By Matthew Moorcroft
Highest Recommendation
- Directed by Zach Cregger
- Starring Josh Brolin, Julia Garner, Alden Ehrenreich, Benedict Wong
- R
When I reviewed Barbarian several years ago – my first year of writing reviews, actually – I called Barbarian a movie that goes “full sicko mode from the start”. If Barbarian is the movie that basically starts at 100 and never lets up, Zach Cregger’s follow up Weapons, which is one of the most anticipated projects of the year for many a cinephile, is the movie that starts at 100 before the opening logos even begin. A movie whose very premise is one where you go into not knowing what the hell to expect and then almost thrown for a loop right away.
Focused on a fractured town after a tragedy befalls a classroom of students, Weapons uses it’s large ensemble cast to weave a web of intrigue that goes beyond just it’s narrative intentions. Just like Barbarian, Weapons is a film that almost seems to start and stop multiple times, constantly resetting the audience’s own perception of events to disorient and keep them guessing as to the true nature of the film’s eventual outcome. Like a lot of great horror films, Weapons plays to the audience almost as an active observer rather then a passive viewer, treating them as much of the experience as the film itself.
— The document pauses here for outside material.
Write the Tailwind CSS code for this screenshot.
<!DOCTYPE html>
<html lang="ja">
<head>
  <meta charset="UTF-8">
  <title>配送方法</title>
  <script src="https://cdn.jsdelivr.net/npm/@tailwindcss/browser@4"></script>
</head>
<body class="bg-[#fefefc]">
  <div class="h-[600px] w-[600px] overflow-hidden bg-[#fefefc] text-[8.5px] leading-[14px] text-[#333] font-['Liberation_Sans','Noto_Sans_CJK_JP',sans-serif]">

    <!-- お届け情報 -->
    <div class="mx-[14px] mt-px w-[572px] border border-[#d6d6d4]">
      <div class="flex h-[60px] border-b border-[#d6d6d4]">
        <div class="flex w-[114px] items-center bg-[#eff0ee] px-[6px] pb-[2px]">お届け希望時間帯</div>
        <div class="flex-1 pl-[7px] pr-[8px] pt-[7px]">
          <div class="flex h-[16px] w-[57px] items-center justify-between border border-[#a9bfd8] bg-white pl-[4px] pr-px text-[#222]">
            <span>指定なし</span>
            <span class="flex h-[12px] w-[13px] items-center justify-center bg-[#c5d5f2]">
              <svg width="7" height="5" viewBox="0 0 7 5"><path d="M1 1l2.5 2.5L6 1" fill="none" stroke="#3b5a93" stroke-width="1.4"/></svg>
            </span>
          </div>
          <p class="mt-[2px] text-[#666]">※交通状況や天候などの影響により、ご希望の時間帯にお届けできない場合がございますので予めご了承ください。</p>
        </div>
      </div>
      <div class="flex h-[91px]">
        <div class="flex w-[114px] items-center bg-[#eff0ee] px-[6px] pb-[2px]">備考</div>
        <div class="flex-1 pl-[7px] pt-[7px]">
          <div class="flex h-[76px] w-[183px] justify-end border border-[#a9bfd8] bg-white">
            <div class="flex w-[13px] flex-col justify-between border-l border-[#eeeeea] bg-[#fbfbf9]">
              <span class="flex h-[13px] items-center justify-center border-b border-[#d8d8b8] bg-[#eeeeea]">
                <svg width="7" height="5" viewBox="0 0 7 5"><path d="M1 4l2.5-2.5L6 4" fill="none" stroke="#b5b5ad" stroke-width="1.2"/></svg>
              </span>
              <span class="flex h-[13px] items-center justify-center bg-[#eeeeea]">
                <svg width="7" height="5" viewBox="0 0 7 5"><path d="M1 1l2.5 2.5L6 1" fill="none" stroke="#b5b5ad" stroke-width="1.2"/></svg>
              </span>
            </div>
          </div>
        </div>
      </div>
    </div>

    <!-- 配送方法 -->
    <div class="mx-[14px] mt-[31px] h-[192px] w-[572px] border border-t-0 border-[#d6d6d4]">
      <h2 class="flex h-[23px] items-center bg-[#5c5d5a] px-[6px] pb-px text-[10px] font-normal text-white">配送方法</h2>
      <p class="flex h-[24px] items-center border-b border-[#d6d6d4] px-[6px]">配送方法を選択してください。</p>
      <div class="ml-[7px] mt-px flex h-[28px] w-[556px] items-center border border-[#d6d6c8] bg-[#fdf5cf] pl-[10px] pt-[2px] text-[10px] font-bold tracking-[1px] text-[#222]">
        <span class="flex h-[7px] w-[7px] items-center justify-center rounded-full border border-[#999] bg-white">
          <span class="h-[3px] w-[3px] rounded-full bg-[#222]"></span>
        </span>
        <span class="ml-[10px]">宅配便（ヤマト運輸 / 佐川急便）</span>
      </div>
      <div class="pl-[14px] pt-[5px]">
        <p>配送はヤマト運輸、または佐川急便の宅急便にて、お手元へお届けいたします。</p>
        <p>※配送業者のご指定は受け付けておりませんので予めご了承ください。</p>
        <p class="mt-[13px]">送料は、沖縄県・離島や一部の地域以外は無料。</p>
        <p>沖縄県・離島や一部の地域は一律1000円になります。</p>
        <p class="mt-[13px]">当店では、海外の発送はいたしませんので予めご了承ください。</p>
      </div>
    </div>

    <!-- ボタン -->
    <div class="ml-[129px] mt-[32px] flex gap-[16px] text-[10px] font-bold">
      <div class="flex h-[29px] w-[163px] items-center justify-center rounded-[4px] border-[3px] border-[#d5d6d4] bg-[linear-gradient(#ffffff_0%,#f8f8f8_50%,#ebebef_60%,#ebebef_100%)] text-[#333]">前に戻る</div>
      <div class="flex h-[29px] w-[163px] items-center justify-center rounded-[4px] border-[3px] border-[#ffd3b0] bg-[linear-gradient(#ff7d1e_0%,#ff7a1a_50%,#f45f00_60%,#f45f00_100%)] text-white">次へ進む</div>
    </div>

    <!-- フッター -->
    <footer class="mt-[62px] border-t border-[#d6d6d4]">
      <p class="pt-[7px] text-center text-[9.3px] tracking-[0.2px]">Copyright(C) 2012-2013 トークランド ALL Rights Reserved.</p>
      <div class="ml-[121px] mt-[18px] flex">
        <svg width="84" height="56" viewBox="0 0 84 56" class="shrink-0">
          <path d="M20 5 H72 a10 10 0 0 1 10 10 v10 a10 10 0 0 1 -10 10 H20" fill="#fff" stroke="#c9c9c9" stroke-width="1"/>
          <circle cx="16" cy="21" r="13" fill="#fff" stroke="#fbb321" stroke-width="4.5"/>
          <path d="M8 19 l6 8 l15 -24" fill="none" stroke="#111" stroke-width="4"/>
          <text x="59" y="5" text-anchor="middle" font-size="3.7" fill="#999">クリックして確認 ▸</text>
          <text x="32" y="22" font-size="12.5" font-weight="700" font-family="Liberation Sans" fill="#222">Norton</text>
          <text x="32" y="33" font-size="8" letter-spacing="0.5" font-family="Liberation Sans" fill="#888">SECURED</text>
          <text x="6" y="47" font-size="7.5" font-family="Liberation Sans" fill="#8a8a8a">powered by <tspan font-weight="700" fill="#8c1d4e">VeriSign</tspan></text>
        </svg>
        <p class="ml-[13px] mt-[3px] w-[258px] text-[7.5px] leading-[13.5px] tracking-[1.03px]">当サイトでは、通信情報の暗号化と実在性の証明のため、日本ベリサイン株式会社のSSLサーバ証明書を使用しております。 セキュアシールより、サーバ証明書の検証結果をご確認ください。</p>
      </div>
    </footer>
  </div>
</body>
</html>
Cregger is in top form throughout the entirety of Weapons, using the skills he’s clearly crafted his debut to really expand his repertoire as a director. Avoiding much of the shakier cam scenes that appeared in his prior work, Weapons is clean, crisp, and precise, telling it’s story with a large amount of gutso and confidence. It’s less interested in the potential of allegories or metaphors, though if one wants to read the film through said lens it’s possible for that. Instead though Weapons is more at home as a Stephen King inspired fable, a story about long standing fears, trauma, and old mistakes that come back to light in the midst of terrible tragedies and omens.
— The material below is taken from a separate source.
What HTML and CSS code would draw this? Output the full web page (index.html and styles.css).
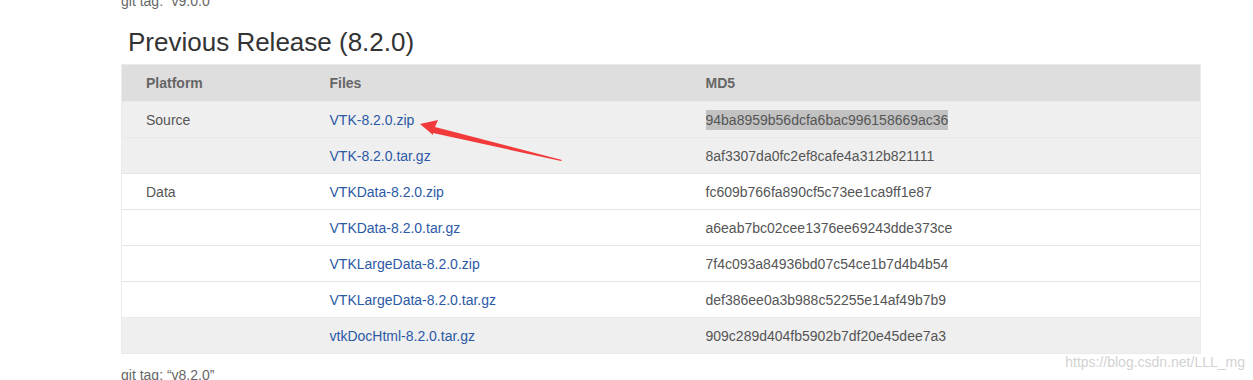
FILE: index.html
```html
<!DOCTYPE html>
<html>
<head>
    <title>VTK Download</title>
    <link rel="stylesheet" href="styles.css">
</head>
<body>
    <div class="page">
        <p class="git-tag top">git tag: &ldquo;v9.0.0&rdquo;</p>
        <h2>Previous Release (8.2.0)</h2>
        <div class="table-wrap">
            <table class="release">
                <thead>
                    <tr>
                        <th class="col-platform">Platform</th>
                        <th class="col-files">Files</th>
                        <th>MD5</th>
                    </tr>
                </thead>
                <tbody>
                    <tr class="shade">
                        <td>Source</td>
                        <td><a href="#">VTK-8.2.0.zip</a></td>
                        <td><span class="selected">94ba8959b56dcfa6bac996158669ac36</span></td>
                    </tr>
                    <tr class="shade">
                        <td></td>
                        <td><a href="#">VTK-8.2.0.tar.gz</a></td>
                        <td>8af3307da0fc2ef8cafe4a312b821111</td>
                    </tr>
                    <tr>
                        <td>Data</td>
                        <td><a href="#">VTKData-8.2.0.zip</a></td>
                        <td>fc609b766fa890cf5c73ee1ca9ff1e87</td>
                    </tr>
                    <tr>
                        <td></td>
                        <td><a href="#">VTKData-8.2.0.tar.gz</a></td>
                        <td>a6eab7bc02cee1376ee69243dde373ce</td>
                    </tr>
                    <tr>
                        <td></td>
                        <td><a href="#">VTKLargeData-8.2.0.zip</a></td>
                        <td>7f4c093a84936bd07c54ce1b7d4b4b54</td>
                    </tr>
                    <tr>
                        <td></td>
                        <td><a href="#">VTKLargeData-8.2.0.tar.gz</a></td>
                        <td>def386ee0a3b988c52255e14af49b7b9</td>
                    </tr>
                    <tr class="shade">
                        <td></td>
                        <td><a href="#">vtkDocHtml-8.2.0.tar.gz</a></td>
                        <td>909c289d404fb5902b7df20e45dee7a3</td>
                    </tr>
                </tbody>
            </table>
            <!-- annotation arrow drawn over the table -->
            <svg class="arrow" width="160" height="50" viewBox="0 0 160 50">
                <polygon points="0,8 18,4 15,11 142,44 141,45 13,17 13,19" fill="#f33a3a"/>
            </svg>
        </div>
        <p class="git-tag">git tag: &ldquo;v8.2.0&rdquo;</p>
    </div>
    <div class="watermark">https://blog.csdn.net/LLL_mg</div>
</body>
</html>
```

FILE: styles.css
```css
* {
    margin: 0;
    padding: 0;
    box-sizing: border-box;
}
body {
    font-family: 'Liberation Sans', Arial, sans-serif;
    font-size: 14px;
    color: #555;
    background: #fff;
    overflow: hidden;
}
.page {
    width: 1080px;
    margin-left: 121px;
}
.git-tag {
    color: #666;
    line-height: 20px;
}
.git-tag.top {
    margin-top: -9px;
}
h2 {
    font-size: 26px;
    font-weight: 400;
    color: #333;
    line-height: 30px;
    margin: 16px 0 7px 7px;
}
.table-wrap {
    position: relative;
    margin-bottom: 11px;
}
.release {
    width: 100%;
    border-collapse: collapse;
    border: 1px solid #eaeaea;
}
.release th,
.release td {
    height: 36px;
    padding: 0 0 0 24px;
    text-align: left;
    vertical-align: middle;
    border-top: 1px solid #e6e6e6;
}
.release th {
    height: 37px;
    background: #dedede;
    color: #666;
    font-weight: 700;
    border-top: none;
}
.release .col-platform {
    width: 184px;
}
.release .col-files {
    width: 376px;
}
.release tr.shade td {
    background: #efefef;
    border-top-color: #e9e9e9;
}
.release a {
    color: #2b59a6;
    text-decoration: none;
}
.selected {
    background: #c2c2c2;
    padding: 2px 0;
}
.arrow {
    position: absolute;
    left: 299px;
    top: 52px;
}
.watermark {
    position: absolute;
    right: 8px;
    top: 352px;
    color: #d2d2d2;
    font-size: 14px;
    line-height: 20px;
}
```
The intricate entanglement of characters covers the gambit of the town – from it’s teachers to it’s law enforcement to the parents to even some of the random citizens who may be caught up in the story simply through happenstance – and through their eyes we see a greater picture that could have been seen through a singular person. What might be a simple meeting between old lovers in one perspective is, in another, an easy stress relief from something heinous that he has done quite recently. In another, a random man asking for cash could have his own story, one filled with his own troubles and difficulties that may not be easy to see on the onset.
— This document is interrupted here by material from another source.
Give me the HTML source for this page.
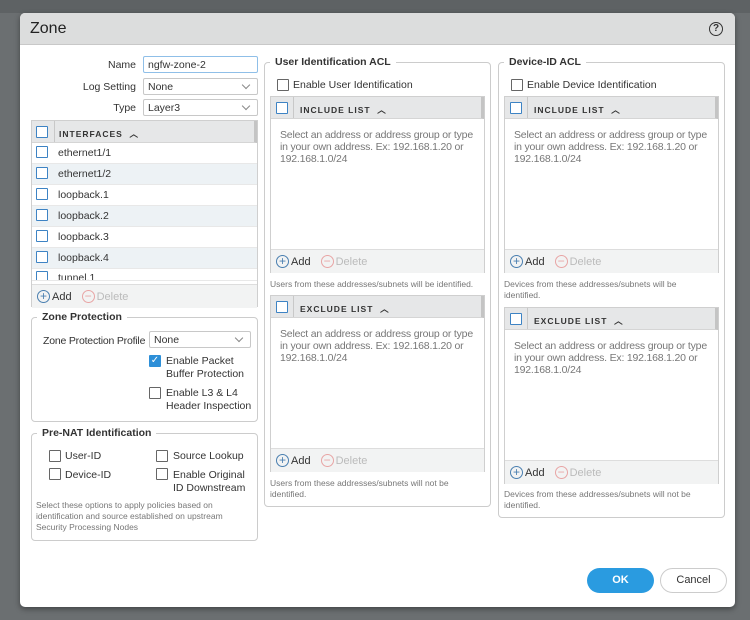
<!DOCTYPE html>
<html><head><meta charset="utf-8"><style>
*{box-sizing:border-box;margin:0;padding:0}
body{width:750px;height:620px;background:#6b6f71;font-family:"Liberation Sans",sans-serif;font-size:10.5px;color:#333;position:relative;overflow:hidden}
.a{position:absolute}
#dlg{left:20px;top:13px;width:715px;height:594px;background:#fff;border-radius:5px;overflow:hidden;box-shadow:0 2px 6px rgba(0,0,0,.4)}
#hd{left:0;top:0;width:715px;height:32px;background:#dcdddd;border-bottom:1px solid #c8c8c8}
.lbl{text-align:right;width:100px}
.inp{border:1px solid #c8c8c8;border-radius:2px;height:17px;padding:2px 4px;background:#fff}
.sel:after{content:"";position:absolute;right:8px;top:3px;width:5px;height:5px;border-right:1px solid #888;border-bottom:1px solid #888;transform:rotate(45deg)}
.cb{width:12px;height:12px;border:1.5px solid #3d83c4;border-radius:1px;background:#fff}
.cg{width:12px;height:12px;border:1px solid #666;border-radius:1px;background:#fff}
.tbl{border:1px solid #cfcfcf;background:#fff}
.th{background:#e6e7e8;height:22px;border-bottom:1px solid #d5d5d5;border-right:3px solid #c4c4c4;font-weight:bold;font-size:8.5px;letter-spacing:1px;color:#333}
.th .sep{position:absolute;left:22px;top:0;bottom:0;border-left:1px solid #c8c8c8}
.ft{background:#f2f3f3;border-top:1px solid #ddd;height:24px;font-size:11px;display:flex;align-items:center;padding-left:5px}
.ft .d{margin-left:10px;color:#bbb;display:flex;align-items:center}
.plus,.minus{display:inline-block;width:13px;height:13px;border:1px solid #4a7fb0;border-radius:50%;text-align:center;line-height:11px;font-size:12px;color:#4a7fb0;margin-right:2px}
.minus{border-color:#e8a5a5;color:#e8a5a5}
.fs{border:1px solid #ccc;border-radius:4px}
.lg{background:#fff;padding:0 5px;font-weight:bold;font-size:10.5px;color:#333}
.ph{color:#777;font-size:10.5px;line-height:12px;letter-spacing:-0.2px}
.note{color:#777;font-size:8.5px;line-height:11px}
.row{height:21px;border-bottom:1px solid #e8e8e8;line-height:20px;font-size:10.5px}
.alt{background:#edf2f5}
</style></head><body>
<div class="a" style="left:0;top:0;width:750px;height:13px;background:#5e6264"></div>
<div id="dlg" class="a">
<div id="hd" class="a"><div class="a" style="left:10px;top:7px;font-size:16px;color:#222">Zone</div>
<div class="a" style="left:689px;top:9px;width:14px;height:14px;border:1.5px solid #333;border-radius:50%;text-align:center;font-size:10px;line-height:11px;font-weight:bold">?</div></div>

<div class="a lbl" style="left:16px;top:46px">Name</div>
<div class="a inp" style="left:123px;top:43px;width:115px;border-color:#8fbfe8">ngfw-zone-2</div>
<div class="a lbl" style="left:16px;top:68px">Log Setting</div>
<div class="a inp sel" style="left:123px;top:65px;width:115px">None</div>
<div class="a lbl" style="left:16px;top:89px">Type</div>
<div class="a inp sel" style="left:123px;top:86px;width:115px">Layer3</div>

<div class="a tbl" style="left:11px;top:107px;width:227px;height:187px">
 <div class="a th" style="left:0;top:0;width:225px"><div class="a cb" style="left:4px;top:5px"></div><div class="sep"></div><div class="a" style="left:27px;top:7px">INTERFACES &nbsp;︿</div></div>
 <div class="a" style="left:0;top:22px;width:225px">
  <div class="row"><span class="cb" style="display:inline-block;margin:0 10px -2px 4px"></span>ethernet1/1</div>
  <div class="row alt"><span class="cb" style="display:inline-block;margin:0 10px -2px 4px"></span>ethernet1/2</div>
  <div class="row"><span class="cb" style="display:inline-block;margin:0 10px -2px 4px"></span>loopback.1</div>
  <div class="row alt"><span class="cb" style="display:inline-block;margin:0 10px -2px 4px"></span>loopback.2</div>
  <div class="row"><span class="cb" style="display:inline-block;margin:0 10px -2px 4px"></span>loopback.3</div>
  <div class="row alt"><span class="cb" style="display:inline-block;margin:0 10px -2px 4px"></span>loopback.4</div>
  <div class="row" style="height:12px;overflow:hidden;line-height:18px"><span class="cb" style="display:inline-block;margin:0 10px -2px 4px"></span>tunnel.1</div>
 </div>
 <div class="a ft" style="left:0;top:163px;width:225px"><span class="plus">+</span>Add<span class="d"><span class="minus">−</span>Delete</span></div>
</div>

<div class="a fs" style="left:11px;top:304px;width:227px;height:105px"></div>
<div class="a lg" style="left:17px;top:298px">Zone Protection</div>
<div class="a" style="left:23px;top:322px;letter-spacing:-0.2px">Zone Protection Profile</div>
<div class="a inp sel" style="left:129px;top:318px;width:102px">None</div>
<div class="a" style="left:129px;top:342px;width:12px;height:12px;background:#2d8fd8;border-radius:1px;color:#fff;font-size:10px;line-height:12px;text-align:center">✓</div>
<div class="a" style="left:146px;top:342px;line-height:13px">Enable Packet<br>Buffer Protection</div>
<div class="a cg" style="left:129px;top:374px"></div>
<div class="a" style="left:146px;top:374px;line-height:13px">Enable L3 &amp; L4<br>Header Inspection</div>

<div class="a fs" style="left:11px;top:420px;width:227px;height:108px"></div>
<div class="a lg" style="left:17px;top:414px">Pre-NAT Identification</div>
<div class="a cg" style="left:29px;top:437px"></div><div class="a" style="left:45px;top:437px">User-ID</div>
<div class="a cg" style="left:29px;top:455px"></div><div class="a" style="left:45px;top:456px">Device-ID</div>
<div class="a cg" style="left:136px;top:437px"></div><div class="a" style="left:153px;top:437px">Source Lookup</div>
<div class="a cg" style="left:136px;top:455px"></div><div class="a" style="left:153px;top:456px;line-height:13px">Enable Original<br>ID Downstream</div>
<div class="a note" style="left:16px;top:487px;width:215px">Select these options to apply policies based on identification and source established on upstream Security Processing Nodes</div>

<!-- User ID ACL -->
<div class="a fs" style="left:244px;top:49px;width:227px;height:445px"></div>
<div class="a lg" style="left:250px;top:43px">User Identification ACL</div>
<div class="a cg" style="left:257px;top:66px"></div><div class="a" style="left:273px;top:66px">Enable User Identification</div>
<div class="a tbl" style="left:250px;top:83px;width:215px;height:177px">
 <div class="a th" style="left:0;top:0;width:213px"><div class="a cb" style="left:5px;top:5px"></div><div class="sep"></div><div class="a" style="left:29px;top:7px">INCLUDE LIST &nbsp;︿</div></div>
 <div class="a ph" style="left:9px;top:32px;width:205px">Select an address or address group or type<br>in your own address. Ex: 192.168.1.20 or<br>192.168.1.0/24</div>
 <div class="a ft" style="left:0;top:152px;width:213px"><span class="plus">+</span>Add<span class="d"><span class="minus">−</span>Delete</span></div>
</div>
<div class="a note" style="left:250px;top:266px">Users from these addresses/subnets will be identified.</div>
<div class="a tbl" style="left:250px;top:282px;width:215px;height:177px">
 <div class="a th" style="left:0;top:0;width:213px"><div class="a cb" style="left:5px;top:5px"></div><div class="sep"></div><div class="a" style="left:29px;top:7px">EXCLUDE LIST &nbsp;︿</div></div>
 <div class="a ph" style="left:9px;top:32px;width:205px">Select an address or address group or type<br>in your own address. Ex: 192.168.1.20 or<br>192.168.1.0/24</div>
 <div class="a ft" style="left:0;top:152px;width:213px"><span class="plus">+</span>Add<span class="d"><span class="minus">−</span>Delete</span></div>
</div>
<div class="a note" style="left:250px;top:465px;width:210px">Users from these addresses/subnets will not be identified.</div>

<!-- Device ID ACL -->
<div class="a fs" style="left:478px;top:49px;width:227px;height:456px"></div>
<div class="a lg" style="left:484px;top:43px">Device-ID ACL</div>
<div class="a cg" style="left:491px;top:66px"></div><div class="a" style="left:507px;top:66px">Enable Device Identification</div>
<div class="a tbl" style="left:484px;top:83px;width:215px;height:177px">
 <div class="a th" style="left:0;top:0;width:213px"><div class="a cb" style="left:5px;top:5px"></div><div class="sep"></div><div class="a" style="left:29px;top:7px">INCLUDE LIST &nbsp;︿</div></div>
 <div class="a ph" style="left:9px;top:32px;width:205px">Select an address or address group or type<br>in your own address. Ex: 192.168.1.20 or<br>192.168.1.0/24</div>
 <div class="a ft" style="left:0;top:152px;width:213px"><span class="plus">+</span>Add<span class="d"><span class="minus">−</span>Delete</span></div>
</div>
<div class="a note" style="left:484px;top:266px;width:210px">Devices from these addresses/subnets will be identified.</div>
<div class="a tbl" style="left:484px;top:294px;width:215px;height:177px">
 <div class="a th" style="left:0;top:0;width:213px"><div class="a cb" style="left:5px;top:5px"></div><div class="sep"></div><div class="a" style="left:29px;top:7px">EXCLUDE LIST &nbsp;︿</div></div>
 <div class="a ph" style="left:9px;top:32px;width:205px">Select an address or address group or type<br>in your own address. Ex: 192.168.1.20 or<br>192.168.1.0/24</div>
 <div class="a ft" style="left:0;top:152px;width:213px"><span class="plus">+</span>Add<span class="d"><span class="minus">−</span>Delete</span></div>
</div>
<div class="a note" style="left:484px;top:476px;width:210px">Devices from these addresses/subnets will not be identified.</div>

<div class="a" style="left:567px;top:555px;width:67px;height:25px;background:#2a9be0;border-radius:13px;color:#fff;font-weight:bold;text-align:center;line-height:25px;font-size:11px">OK</div>
<div class="a" style="left:640px;top:555px;width:67px;height:25px;border:1px solid #ccc;border-radius:13px;text-align:center;line-height:23px;font-size:11px">Cancel</div>
</div>
</body></html>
Weapons is obsessed with these contradictions in people, and while as a film it’s also keen to be a great and gnarly genre picture, Weapons is also a picture that is textured and layered in how it wants to portray it’s themes and ideas. That lack of clear cut allegory as mentioned before means a lot of Weapons‘ more mysterious plot hooks or even sequences are left up to both viewer interpretation and also character interpretation, a lack of clarity on purpose that serves not as lazy writing but as purposeful texture. Explanations are easy, ambiguity is the real challenge.
Julia Garner and Josh Brolin lead the charge here performance wise, the two of them having to do difficult lifting in meaty, difficult roles that force them to run the gambit of emotions through much of the picture. Garner in particular, who is the main focus for much of the early parts of the film, has the otherwise thankless task of having to play sympathetic character with normally unsympathetic qualities, mainly to force the audience to reckon with their own preconceived notions of morality and how that otherwise factors into the narrative. But even they are eventually upstaged by an absolutely wonderful Amy Madigan, whose appearance in this is best left unspoiled as much as possible but gives it her all and runs an equal number of emotions as our point of view characters just in different ways.
Zach Cregger already placed himself as a horror director to watch with his last picture, but with Weapons he cements himself as maestro of the genre and one of our very best working today. It’s wildly original, ridiculously entertaining filmmaking that balances tone with ease and keeps the audience guessing as to it’s true intentions at all times. Frankly, in a studio system that prevents these kinds of flicks from getting made on the regular, Weapons feels like a minor miracle and a prime example going forward of why these are so important to the ecosystem of film. One of the year’s best and a must watch for any horror fan.